Some of what I would suggest was the most interesting testimony today came from Dr. Charles Kay, a senior research scientist at Utah State University's Institute of Political Economy. He testified not only that there are more bison (roughly 3,600 at last count) and elk in Yellowstone than there have been "at any point in the last 10,000 years," but that the park's northern range simply has become overgrazed.
"As bison numbers have grown, the animals have steadily overgrazed the range," he pointed out. "It should come as no surprise then that bison are simply leaving Yellowstone because the animals are looking for something to eat.
"... My own research has shown that Yellowstone contains some of the worst over-grazed riparian areas of the West," Dr. Kay added a minute later.
As for solutions to this over-population of bison and elk, he suggested the federal government "revisit the Treaties of 1851 and 1868, which predate the establishment of Yellowstone National Park, and under which various tribes already claim hunting rights in Yellowstone. Thus, one way to reduce over-grazing and to keep bison from leaving the park would be to honor the United States' previous commitment to Yellowstone's original owners and allow them to hunt in the park."

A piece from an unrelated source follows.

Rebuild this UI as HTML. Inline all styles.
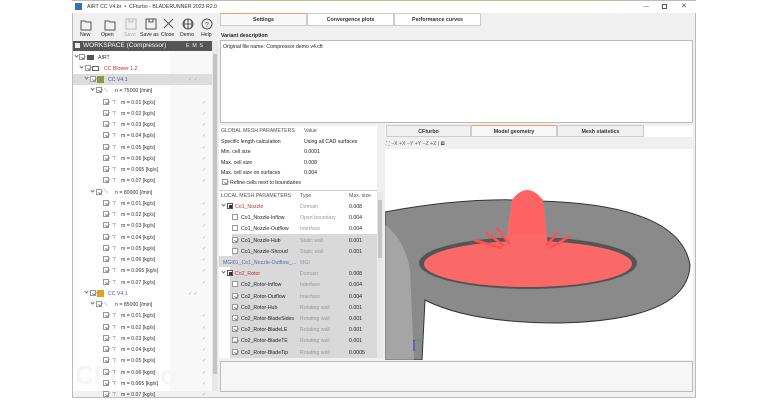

Dr. Kay also dismissed suggestions that more grazing land be found for bison north of Yellowstone's border, saying that would simply lead to an even greater bison population, one still carrying brucellosis.
"...During some future winter, instead of 5,000 bison coming out of the park, we would have 10,000 or 15,000 bison heading for Ennis, Livingston and Helena -- bison that would still be infected with brucellosis. This would mean killing even larger numbers of bison or never ending calls for additional land," he predicted.
Also testifying was Tim Stevens, the Yellowstone program manager for the National Parks Conservation Association, which sees a four-pronged approach to dealing with bison, brucellosis, and cattle. That approach includes additional bison range north of Yellowstone on land owned by the Church Universal and Triumphant; creating a "brucellosis classification 'sub-region' within the greater Yellowstone region; doing a better job of separating cattle and bison that move out of Yellowstone, and; developing an effective brucellosis vaccine for cattle and bison.
"All four elements are designed to protect the livestock industry while restoring critical bison habitats outside the park, thereby re-establishing a healthy, free-ranging Yellowstone bison population," Stevens testified. "In and around Yellowstone National Park, we still have a chance to restore those habitats before our options close, as they have in so many other national parks across the country."
(Oddly: The testimony of all these witnesses was available at one point this afternoon at the House Resource Committee's website, but it later was taken down. You might keep checking to see if it's reposted.)